Feature Article : PLM – what is it and who really needs it?

Hot Topic : Training and the Sales Team

Book Review : Games War!

Notice board :
DTI Call for Interested Parties
COFES 2002


From the Editor . . . .

The last few months have seen a lot of action in some quarters and less activity than might be wished for in others! Maturity in the design space has led to further consolidation amongst the top players with the acquisition of SDRC by EDS (read article by Mike Evans). In the Enterprise Applications Arena a more challenging set of market conditions is already providing a harsh test for some of the younger companies who have, until now, only known growth. The dot.com period of unconstrained fantasy is over and reason once more prevails.

In terms of the future, we expect the coming months to bring announcements of ‘marriages' between the major CAD vendors and Enterprise Applications companies (one of the reasons we have looked at PLM this month – Ed). As Cambashi predicted at their Annual Seminar there is still a lot of hype in the market place about CRM and SCM (read more details). The coming months will see a shift of user emphasis from major new projects to maximising the benefit from existing systems. This will mean renewed interest in getting the various applications to talk to each other effectively. It is fortunate for us all that we live in interesting times……………..

Bob Brown
Bob.brown@cambashi.com


In this issue . . . .

PLM – What is it and who really needs it?
Most businesses will use the economic slow down to catch their breath after a period of rapid change. This is a chance to break out of a pattern of reactive behaviour, take a look at the big picture and re-impose control. In other words, an ideal opportunity to review the company’s IT strategy. The big picture doesn’t get any bigger than PLM and that’s the subject for our feature article by Peter Thorne.

Training and the Sales Team
The pressure to keep the sales team in the field, doing what they do best, can mean that the sales team gets a raw deal when it comes to training. The fact that this resource is so valuable should ensure that whatever training they receive is relevant and effective, but is this always so? Bob Brown takes a look at some of the things that do and don’t work.

The book review by Richard Henshell is Games War, a look back at the drama of the PC games market during the eighties and nineties. A good yarn and some lessons for us all.


Quote for today:

This week's quote could almost be a mantra for sales people - Ed.

"Know how to listen, and you will profit even from those who talk badly."

Plutarch (46 AD - 120 AD)


Feature Article

PLM - What is it and who really needs it?

In a world of mass customisation, design and manufacturing need to work seamlessly together. Software that supports the design process must integrate with software that buys the parts, plans the production and ships the finished goods. Viewed from a user perspective the need to integrate the various parts and functions of the organisation has been a sensible goal for many years. This is what Product Lifecycle Management or PLM is all about.

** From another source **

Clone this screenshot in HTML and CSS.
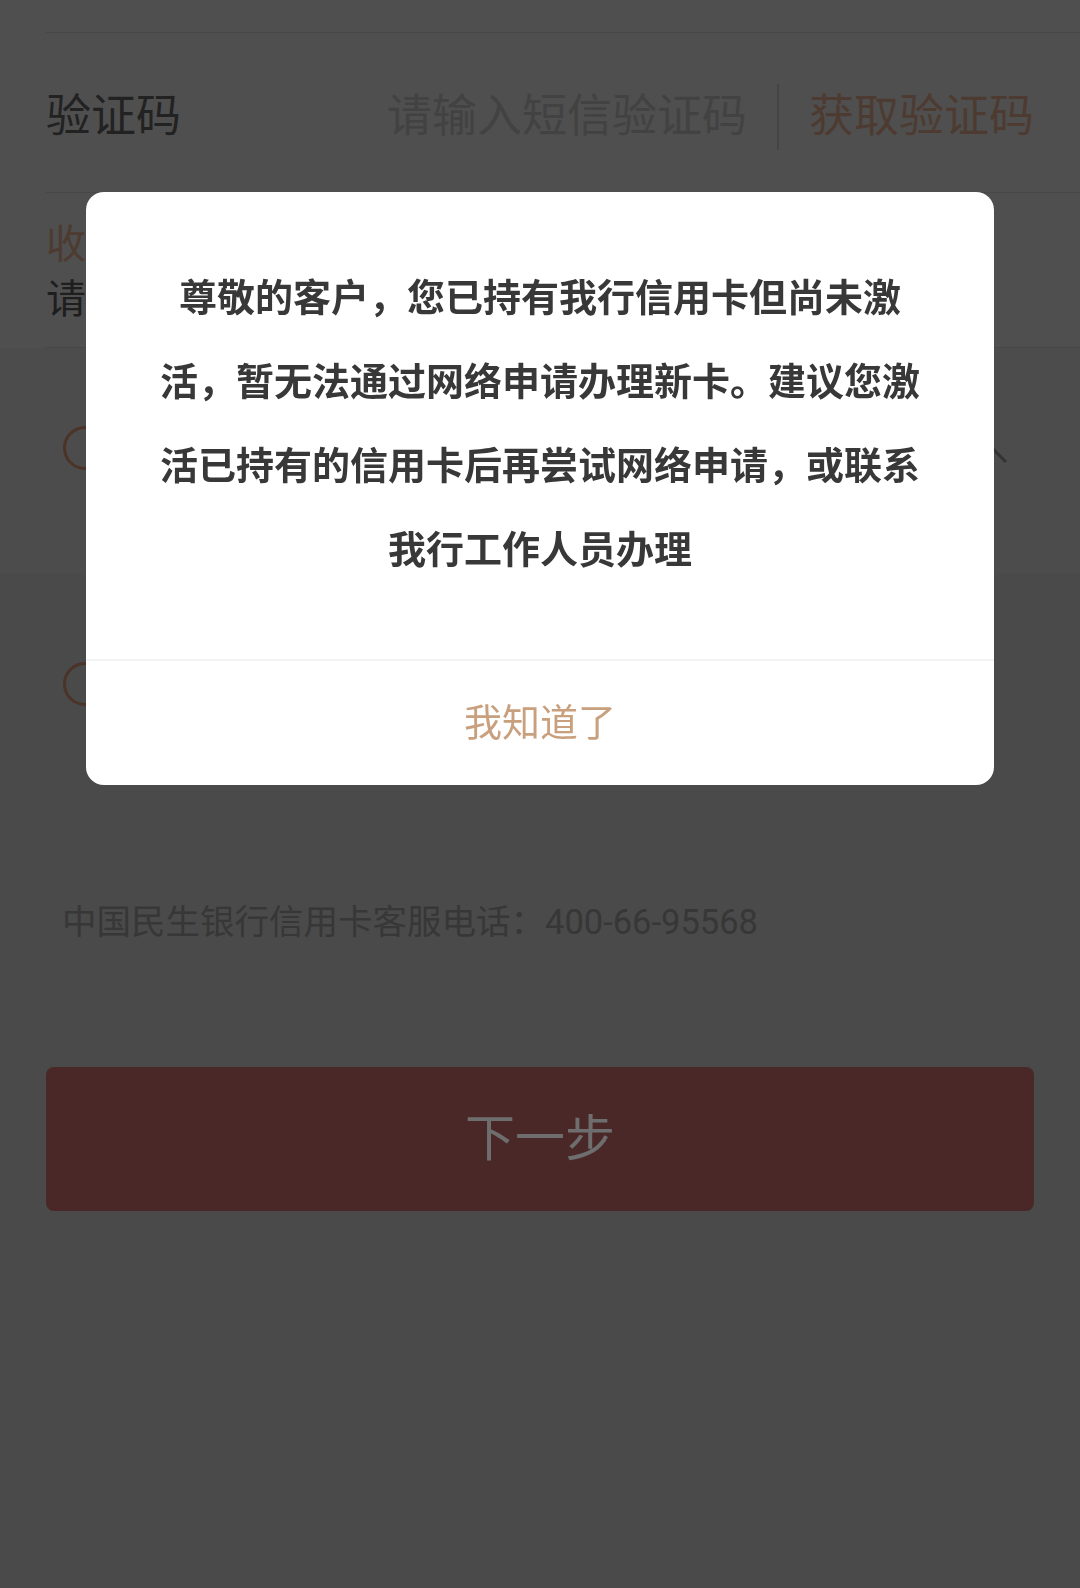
FILE: index.html
```html
<!DOCTYPE html>
<html>
	<head>
		<meta charset="utf-8">
		<title>申请信用卡</title>
		<link rel="stylesheet" href="styles.css">
	</head>
	<body>
		<div class="page">
			<div class="form">
				<div class="form-row row-top"></div>
				<div class="form-row row-code">
					<span class="label">验证码</span>
					<span class="code-input">请输入短信验证码</span>
					<span class="split"></span>
					<a href="javascript:void(0)" class="get-code">获取验证码</a>
				</div>
				<div class="form-row row-addr">
					<p class="addr-title">收卡</p>
					<p class="addr-value">请选</p>
				</div>
			</div>
			<!-- 寄送方式 -->
			<div class="option option-open">
				<i class="radio"></i>
				<svg class="arrow" width="28" height="16" viewBox="0 0 28 16"><polyline points="2,14 14,2 26,14" fill="none" stroke="#666" stroke-width="3"/></svg>
			</div>
			<div class="grey">
				<div class="option">
					<i class="radio"></i>
				</div>
				<p class="hotline">中国民生银行信用卡客服电话：400-66-95568</p>
				<a href="javascript:void(0)" class="next-btn">下一步</a>
			</div>
		</div>

		<div class="mask"></div>
		<div class="dialog">
			<div class="dialog-msg">尊敬的客户，您已持有我行信用卡但尚未激活，暂无法通过网络申请办理新卡。建议您激活已持有的信用卡后再尝试网络申请，或联系我行工作人员办理</div>
			<a href="javascript:void(0)" class="dialog-btn">我知道了</a>
		</div>
	</body>
</html>
```

FILE: styles.css
```css
*{margin:0;padding:0;box-sizing:border-box;}
a{text-decoration:none;}
body{width:1080px;min-height:1588px;background:#949494;font-family:"Roboto","Noto Sans CJK SC",sans-serif;}

.form{background:#9e9e9e;padding-left:46px;}
.form-row{border-bottom:1px solid #8e8e8e;display:flex;align-items:center;padding-right:46px;}
.row-top{height:33px;}
.row-code{height:160px;padding-top:8px;}
.row-code .label{font-size:45px;color:#444;line-height:60px;}
.code-input{flex:1;text-align:right;font-size:45px;color:#848484;line-height:60px;}
.split{width:2px;height:66px;background:#888;margin:0 30px 0 30px;}
.get-code{font-size:45px;color:#9a7662;line-height:60px;}

.form .row-addr{height:155px;display:block;padding-top:24px;}
.addr-title{font-size:40px;line-height:55px;color:#9a7662;}
.addr-value{font-size:40px;line-height:55px;color:#3c3c3c;}

.option{display:flex;align-items:flex-start;padding-left:63px;}
.option-open{background:#989898;height:225px;padding-top:78px;padding-right:72px;}
.radio{display:block;width:44px;height:44px;border:3px solid #966650;border-radius:50%;flex-shrink:0;}
.arrow{margin-left:auto;margin-top:22px;}

.grey{padding-top:89px;}
.hotline{font-size:34.5px;line-height:48px;color:#6e6e6e;padding-left:62px;margin-top:192px;}
.next-btn{display:block;margin:121px 46px 0;height:144px;line-height:144px;border-radius:8px;background:#945050;color:#dcdcdc;font-size:50px;text-align:center;}

.mask{position:fixed;left:0;top:0;right:0;bottom:0;background:rgba(0,0,0,.5);}
.dialog{position:fixed;top:192px;left:0;right:0;margin:0 auto;width:908px;background:#fff;border-radius:18px;overflow:hidden;}
.dialog-msg{padding:64px 70px 67px;font-size:38px;line-height:84px;font-weight:bold;color:#383838;text-align:center;}
.dialog-btn{display:block;border-top:2px solid #f4f4f4;height:126px;line-height:124px;font-size:38px;color:#c9a07e;text-align:center;}
```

In Cambashi's early days, in the 1980s, business strategies for design and engineering applications could be developed without much input from the world outside the design and engineering groups. This was still a relatively young market and CAD was the province of the specialist. Widespread access to design tools was still limited. The key benefit these systems offered was the productivity gain in the geometry creation task. PDM toolkits that were available at the time could be used to handle bill-of-material interfaces with production control systems, offering limited benefits in terms of keying data only once and eliminating transcription errors. Many of the resulting ‘integrated systems’ had 'fire-and-forget' data transfer. As the use of CAD has matured the incremental returns from new investments have diminished – whether you consider productivity or competitive advantage. It’s the s-curve effect. As the solution matures, the ratio between the incremental benefit gained and the investment required to achieve it begins to worsen. The parallel story of ERP packages is an example. MRP, Distribution and Accounting systems, originally standalone, became one integrated ERP system. The benefit of a joined up approach can only be realised once you have embraced and learned how to use both sets of tools.

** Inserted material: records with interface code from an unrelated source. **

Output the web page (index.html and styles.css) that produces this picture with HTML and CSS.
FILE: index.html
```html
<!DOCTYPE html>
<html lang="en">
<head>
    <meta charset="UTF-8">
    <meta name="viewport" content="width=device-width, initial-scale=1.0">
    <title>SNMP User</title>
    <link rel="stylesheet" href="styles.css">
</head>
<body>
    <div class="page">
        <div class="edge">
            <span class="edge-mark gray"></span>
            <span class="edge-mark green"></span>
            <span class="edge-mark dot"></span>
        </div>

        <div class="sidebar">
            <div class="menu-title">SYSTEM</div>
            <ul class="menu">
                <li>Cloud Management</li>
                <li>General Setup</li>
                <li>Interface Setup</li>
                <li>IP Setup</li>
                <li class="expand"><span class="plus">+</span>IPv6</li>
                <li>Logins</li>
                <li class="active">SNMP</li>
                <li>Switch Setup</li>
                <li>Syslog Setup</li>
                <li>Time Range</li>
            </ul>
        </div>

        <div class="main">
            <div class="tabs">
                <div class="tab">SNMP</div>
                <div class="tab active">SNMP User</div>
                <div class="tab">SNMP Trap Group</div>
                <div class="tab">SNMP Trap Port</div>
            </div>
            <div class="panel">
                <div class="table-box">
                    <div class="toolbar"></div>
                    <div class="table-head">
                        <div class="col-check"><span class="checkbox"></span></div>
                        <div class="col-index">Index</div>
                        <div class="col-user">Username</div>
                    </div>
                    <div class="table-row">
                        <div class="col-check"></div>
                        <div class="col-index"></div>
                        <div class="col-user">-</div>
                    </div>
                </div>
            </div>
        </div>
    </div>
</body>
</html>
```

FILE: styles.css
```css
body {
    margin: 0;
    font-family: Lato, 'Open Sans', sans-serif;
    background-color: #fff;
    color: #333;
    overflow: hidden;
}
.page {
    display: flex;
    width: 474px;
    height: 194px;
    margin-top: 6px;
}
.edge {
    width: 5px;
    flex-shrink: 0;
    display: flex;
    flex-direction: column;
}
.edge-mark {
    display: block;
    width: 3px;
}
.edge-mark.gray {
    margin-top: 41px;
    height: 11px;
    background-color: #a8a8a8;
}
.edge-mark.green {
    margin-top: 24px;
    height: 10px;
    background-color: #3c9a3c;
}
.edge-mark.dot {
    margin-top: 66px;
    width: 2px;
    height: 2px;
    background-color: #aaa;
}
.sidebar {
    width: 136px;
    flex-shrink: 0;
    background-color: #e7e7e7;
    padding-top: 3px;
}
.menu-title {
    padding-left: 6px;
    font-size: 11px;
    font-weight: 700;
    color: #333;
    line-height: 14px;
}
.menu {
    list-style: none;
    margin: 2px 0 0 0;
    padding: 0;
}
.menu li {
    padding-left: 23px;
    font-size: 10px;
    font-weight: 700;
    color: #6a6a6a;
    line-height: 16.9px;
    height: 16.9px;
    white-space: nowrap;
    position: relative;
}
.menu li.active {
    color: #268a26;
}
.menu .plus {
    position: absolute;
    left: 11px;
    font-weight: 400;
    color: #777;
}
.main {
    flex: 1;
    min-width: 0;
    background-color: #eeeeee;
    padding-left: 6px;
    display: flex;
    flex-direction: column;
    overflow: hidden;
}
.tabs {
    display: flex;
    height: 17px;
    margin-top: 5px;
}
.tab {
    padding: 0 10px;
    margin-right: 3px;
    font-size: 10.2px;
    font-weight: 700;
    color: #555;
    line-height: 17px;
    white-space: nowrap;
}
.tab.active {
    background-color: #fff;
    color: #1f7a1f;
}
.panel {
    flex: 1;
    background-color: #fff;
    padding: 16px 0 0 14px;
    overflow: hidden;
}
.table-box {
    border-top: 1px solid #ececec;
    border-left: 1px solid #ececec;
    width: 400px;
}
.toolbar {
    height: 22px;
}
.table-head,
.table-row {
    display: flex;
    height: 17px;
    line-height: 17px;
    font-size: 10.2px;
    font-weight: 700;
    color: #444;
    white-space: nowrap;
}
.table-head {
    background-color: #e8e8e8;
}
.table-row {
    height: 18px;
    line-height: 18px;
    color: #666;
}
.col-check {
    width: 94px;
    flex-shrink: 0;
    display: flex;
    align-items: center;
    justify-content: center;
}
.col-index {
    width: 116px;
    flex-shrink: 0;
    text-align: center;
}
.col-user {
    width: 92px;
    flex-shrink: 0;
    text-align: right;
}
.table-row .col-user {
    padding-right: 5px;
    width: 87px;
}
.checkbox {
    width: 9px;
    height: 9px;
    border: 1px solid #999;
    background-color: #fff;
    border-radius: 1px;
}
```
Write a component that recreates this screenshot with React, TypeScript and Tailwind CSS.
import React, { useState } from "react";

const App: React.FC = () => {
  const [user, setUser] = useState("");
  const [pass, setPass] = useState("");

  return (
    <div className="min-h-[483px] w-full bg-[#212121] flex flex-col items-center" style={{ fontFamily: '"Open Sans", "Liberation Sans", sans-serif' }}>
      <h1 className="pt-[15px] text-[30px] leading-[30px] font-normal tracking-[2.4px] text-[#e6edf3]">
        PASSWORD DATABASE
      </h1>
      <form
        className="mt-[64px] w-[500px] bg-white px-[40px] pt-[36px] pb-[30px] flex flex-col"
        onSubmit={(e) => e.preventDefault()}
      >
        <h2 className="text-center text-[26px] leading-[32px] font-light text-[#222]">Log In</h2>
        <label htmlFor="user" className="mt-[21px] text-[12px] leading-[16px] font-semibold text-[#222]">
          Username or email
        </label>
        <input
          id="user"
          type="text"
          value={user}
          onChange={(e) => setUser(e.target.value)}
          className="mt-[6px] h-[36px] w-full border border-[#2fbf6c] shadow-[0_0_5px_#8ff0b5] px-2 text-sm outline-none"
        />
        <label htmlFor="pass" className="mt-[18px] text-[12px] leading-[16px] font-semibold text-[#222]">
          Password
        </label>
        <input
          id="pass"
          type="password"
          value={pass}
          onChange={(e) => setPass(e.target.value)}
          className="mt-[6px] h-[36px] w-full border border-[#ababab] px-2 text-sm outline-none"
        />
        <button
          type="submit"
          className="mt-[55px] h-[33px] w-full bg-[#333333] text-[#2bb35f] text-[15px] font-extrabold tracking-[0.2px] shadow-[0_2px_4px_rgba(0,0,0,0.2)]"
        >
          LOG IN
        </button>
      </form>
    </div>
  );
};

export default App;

By the 1990's, things had moved on. To leverage bigger benefits for the business the design function had to become more fully integrated. In order to develop strategies suitable for design and engineering applications, vendors had to take account of what was happening in the business systems area. The hard hats in engineering and production could no longer avoid the suits from the finance and administration groups, so we started to broaden the scope of our research and know-how.

What we see when we look at CAD now is a mature market (Ed - see Mike Evans article). One aspect of this maturity is the need to develop new products that offer revenue growth and the prospect of improved profit margins. So the emergence of Product Lifecycle Management as a focus for the major players who used to be CAD vendors comes as no surprise. When we looked at market for design collaboration seats, we concluded that the potential market was an order of magnitude bigger than the whole CAD market. For Cambashi, the emergence of PLM is the coming together of two communities we have been working with for many years. But is it really different? Have the concepts moved on from ideas expressed in Ivan Sutherland's 'Sketchpad' research in the early 1960's, that recognised value in easy communication and re-use of product information?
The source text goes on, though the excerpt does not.